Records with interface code
* * *

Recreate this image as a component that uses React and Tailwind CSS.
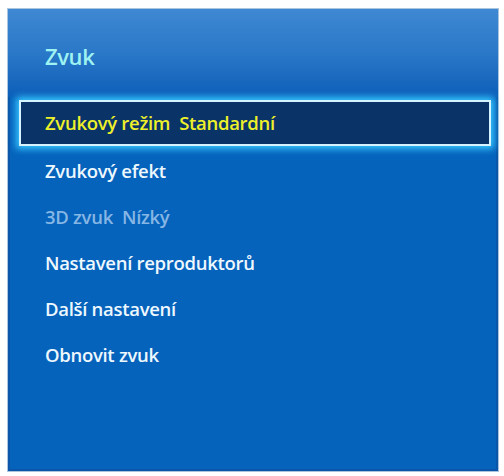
import React from 'react';

const items = [
    { label: 'Zvukový efekt' },
    { label: '3D zvuk  Nízký', disabled: true },
    { label: 'Nastavení reproduktorů' },
    { label: 'Další nastavení' },
    { label: 'Obnovit zvuk' },
];

const App = () => {
    return (
        <div className="w-[504px] h-[476px] bg-white pt-[8px] pl-[7px] font-['Open_Sans',sans-serif]">
            <div className="w-[492px] h-[464px] border border-[#a9c4dc] bg-[#0563bc] shadow-[inset_0_0_0_2px_#0b56a8] flex flex-col">
                {/* Header */}
                <div className="h-[88px] shrink-0 bg-linear-to-b from-[#3f88d3] via-[#2a78c8] to-[#0b5eb8] pl-[37px] pt-[6px] flex items-center">
                    <h1 className="text-[#9ef3f2] text-[22px] font-semibold tracking-[-0.4px]">Zvuk</h1>
                </div>

                {/* Selected row */}
                <div className="mt-[3px] ml-[11px] w-[472px] h-[46px] shrink-0 border-2 border-[#d6f4ff] bg-[#0a3467] shadow-[0_0_7px_3px_#38c6ff] flex items-center pl-[24px]">
                    <p className="text-[#eef02a] text-[18.5px] font-semibold tracking-[-0.3px] whitespace-pre">Zvukový režim  Standardní</p>
                </div>

                {/* Other rows */}
                <div className="flex flex-col pl-[37px] pt-[2px]">
                    {items.map((item) => (
                        <div key={item.label} className="h-[46px] flex items-center">
                            <p className={`text-[18.5px] font-semibold tracking-[-0.3px] whitespace-pre ${item.disabled ? 'text-[#86b6e4]' : 'text-[#eef8ff]'}`}>
                                {item.label}
                            </p>
                        </div>
                    ))}
                </div>
            </div>
        </div>
    );
};

export default App;
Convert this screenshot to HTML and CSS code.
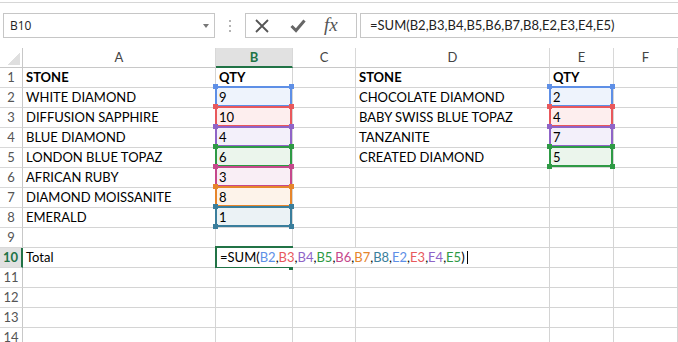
FILE: index.html
```html
<!DOCTYPE html>
<html>
<head>
<meta charset="utf-8">
<link rel="stylesheet" href="styles.css">
</head>
<body>
<div class="app">
  <div class="topline"></div>
  <div class="fbar">
    <div class="namebox"><span class="nb-text">B10</span><span class="nb-arrow"></span></div>
    <div class="grip"><i></i><i></i><i></i></div>
    <div class="fbtns">
      <svg class="ic-x" width="14" height="14" viewBox="0 0 14 14"><path d="M1 1 L13 13 M13 1 L1 13" stroke="#555" stroke-width="1.8" fill="none"/></svg>
      <svg class="ic-check" width="16" height="14" viewBox="0 0 16 14"><path d="M1.5 7 L6 11.5 L14.5 1.5" stroke="#666" stroke-width="3" fill="none"/></svg>
      <span class="fx">fx</span>
    </div>
    <div class="finput">=SUM(B2,B3,B4,B5,B6,B7,B8,E2,E3,E4,E5)</div>
  </div>
  <div class="sheet">
    <div class="corner"></div><div class="ch">A</div><div class="ch sel">B</div><div class="ch">C</div><div class="ch">D</div><div class="ch">E</div><div class="ch">F</div>

    <div class="rh">1</div><div class="c bold">STONE</div><div class="c bold">QTY</div><div class="c"></div><div class="c bold">STONE</div><div class="c bold">QTY</div><div class="c"></div>
    <div class="rh">2</div><div class="c">WHITE DIAMOND</div><div class="c rg blue">9</div><div class="c"></div><div class="c">CHOCOLATE DIAMOND</div><div class="c rg blue">2</div><div class="c"></div>
    <div class="rh">3</div><div class="c">DIFFUSION SAPPHIRE</div><div class="c rg red">10</div><div class="c"></div><div class="c">BABY SWISS BLUE TOPAZ</div><div class="c rg red">4</div><div class="c"></div>
    <div class="rh">4</div><div class="c">BLUE DIAMOND</div><div class="c rg purple">4</div><div class="c"></div><div class="c">TANZANITE</div><div class="c rg purple">7</div><div class="c"></div>
    <div class="rh">5</div><div class="c">LONDON BLUE TOPAZ</div><div class="c rg green">6</div><div class="c"></div><div class="c">CREATED DIAMOND</div><div class="c rg green">5</div><div class="c"></div>
    <div class="rh">6</div><div class="c">AFRICAN RUBY</div><div class="c rg pink">3</div><div class="c"></div><div class="c"></div><div class="c"></div><div class="c"></div>
    <div class="rh">7</div><div class="c">DIAMOND MOISSANITE</div><div class="c rg orange">8</div><div class="c"></div><div class="c"></div><div class="c"></div><div class="c"></div>
    <div class="rh">8</div><div class="c">EMERALD</div><div class="c rg teal">1</div><div class="c"></div><div class="c"></div><div class="c"></div><div class="c"></div>
    <div class="rh">9</div><div class="c"></div><div class="c"></div><div class="c"></div><div class="c"></div><div class="c"></div><div class="c"></div>
    <div class="rh sel">10</div><div class="c">Total</div><div class="c edit"><div class="editor">=SUM(<span class="tx blue">B2</span>,<span class="tx red">B3</span>,<span class="tx purple">B4</span>,<span class="tx green">B5</span>,<span class="tx pink">B6</span>,<span class="tx orange">B7</span>,<span class="tx teal">B8</span>,<span class="tx blue">E2</span>,<span class="tx red">E3</span>,<span class="tx purple">E4</span>,<span class="tx green">E5</span>)<span class="caret"></span></div></div><div class="c"></div><div class="c"></div><div class="c"></div><div class="c"></div>
    <div class="rh">11</div><div class="c"></div><div class="c"></div><div class="c"></div><div class="c"></div><div class="c"></div><div class="c"></div>
    <div class="rh">12</div><div class="c"></div><div class="c"></div><div class="c"></div><div class="c"></div><div class="c"></div><div class="c"></div>
    <div class="rh">13</div><div class="c"></div><div class="c"></div><div class="c"></div><div class="c"></div><div class="c"></div><div class="c"></div>
    <div class="rh">14</div><div class="c"></div><div class="c"></div><div class="c"></div><div class="c"></div><div class="c"></div><div class="c"></div>
  </div>
</div>
</body>
</html>
```

FILE: styles.css
```css
html, body {
  margin: 0;
  padding: 0;
  background: #fff;
  overflow: hidden;
}
.app {
  width: 678px;
  height: 342px;
  overflow: hidden;
  font-family: Lato, "Liberation Sans", sans-serif;
  font-size: 13px;
  color: #000;
}
.topline {
  height: 2px;
  border-bottom: 1px solid #d6d6d6;
}
.fbar {
  display: flex;
  align-items: center;
  height: 45px;
  box-sizing: border-box;
  padding: 10px 0;
}
.namebox {
  box-sizing: border-box;
  width: 212px;
  height: 25px;
  margin-left: 3px;
  border: 1px solid #c6c6c6;
  display: flex;
  align-items: center;
  justify-content: space-between;
  padding: 0 5px 0 6px;
}
.nb-text {
  font-family: "Open Sans", sans-serif;
  font-size: 12px;
  color: #222;
}
.nb-arrow {
  width: 0;
  height: 0;
  border-left: 3.5px solid transparent;
  border-right: 3.5px solid transparent;
  border-top: 4px solid #777;
}
.grip {
  width: 30px;
  display: flex;
  flex-direction: column;
  align-items: center;
  gap: 3px;
}
.grip i {
  display: block;
  width: 2px;
  height: 2px;
  background: #b4b4b4;
}
.fbtns {
  box-sizing: border-box;
  width: 112px;
  height: 25px;
  border: 1px solid #c6c6c6;
  display: flex;
  align-items: center;
  padding-left: 9px;
}
.ic-x { display: block; }
.ic-check { display: block; margin-left: 21px; }
.fx {
  margin-left: 18px;
  font-family: "Liberation Serif", serif;
  font-style: italic;
  font-size: 19px;
  color: #555;
  line-height: 20px;
  margin-top: -2px;
}
.finput {
  box-sizing: border-box;
  flex: 1;
  height: 25px;
  margin-left: 3px;
  border: 1px solid #c6c6c6;
  border-right: none;
  padding-left: 9px;
  line-height: 22px;
  color: #222;
  white-space: nowrap;
}
.sheet {
  display: grid;
  grid-template-columns: 23px 193px 77px 63px 194px 64px minmax(0, 1fr);
  grid-auto-rows: 20px;
}
.sheet > div {
  box-sizing: border-box;
  border-right: 1px solid #d4d4d4;
  border-bottom: 1px solid #d4d4d4;
  white-space: nowrap;
  line-height: 19px;
}
.corner {
  border-color: #c8c8c8 !important;
  background: linear-gradient(135deg, transparent 50%, #dfdfdf 50%) no-repeat right 2px bottom 2px / 12px 12px;
}
.ch {
  text-align: center;
  color: #444;
  border-bottom-color: #c8c8c8 !important;
  border-right-color: #d8d8d8 !important;
}
.ch.sel {
  background: #e1e1e1;
  color: #217346;
  font-weight: bold;
  border-bottom: 2px solid #217346 !important;
  line-height: 18px !important;
}
.rh {
  text-align: center;
  color: #555;
  border-right-color: #c8c8c8 !important;
  border-bottom-color: #d8d8d8 !important;
}
.rh.sel {
  background: #e1e1e1;
  color: #217346;
  font-weight: bold;
  border-right: 2px solid #217346 !important;
}
.c {
  padding-left: 3px;
}
.bold { font-weight: bold; }

.blue   { --c: #5e8fe6; --f: #eef3fc; }
.red    { --c: #e8585c; --f: #fdeeee; }
.purple { --c: #8f64c7; --f: #f3f0fa; }
.green  { --c: #2e9a45; --f: #ebf5ec; }
.pink   { --c: #c5488c; --f: #f9eef5; }
.orange { --c: #e6852b; --f: #fdf3ea; }
.teal   { --c: #3a7e9c; --f: #ebf2f5; }

.rg {
  position: relative;
  background: var(--f);
}
.rg::before {
  content: "";
  position: absolute;
  left: -1px;
  right: 0;
  top: -2px;
  bottom: 0;
  border: 2px solid var(--c);
}
.rg::after {
  content: "";
  position: absolute;
  left: -3px;
  right: -2px;
  top: -4px;
  bottom: -2px;
  background:
    linear-gradient(var(--c), var(--c)) left top / 5px 5px no-repeat,
    linear-gradient(var(--c), var(--c)) right top / 5px 5px no-repeat,
    linear-gradient(var(--c), var(--c)) left bottom / 5px 5px no-repeat,
    linear-gradient(var(--c), var(--c)) right bottom / 5px 5px no-repeat;
}
.tx { color: var(--c); }

.edit {
  position: relative;
}
.edit::before {
  content: "";
  position: absolute;
  left: -1px;
  right: -1px;
  top: -2px;
  bottom: -1px;
  border: 2px solid #217346;
  z-index: 1;
}
.edit::after {
  content: "";
  position: absolute;
  right: -1px;
  bottom: -3px;
  width: 4px;
  height: 4px;
  background: #217346;
  z-index: 1;
}
.editor {
  position: absolute;
  left: 1px;
  top: 0;
  height: 19px;
  line-height: 19px;
  padding: 0 2px 0 3px;
  background: #fff;
  z-index: 2;
  white-space: nowrap;
}
.caret {
  display: inline-block;
  width: 1px;
  height: 13px;
  background: #000;
  margin-left: 2px;
  vertical-align: -2px;
}
```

* * *

INSTRUCTIONS FOR THE TASK >>
Select every line in the records above that contains the word "React".

TASK SOLUTION >>
Recreate this image as a component that uses React and Tailwind CSS.
import React from 'react';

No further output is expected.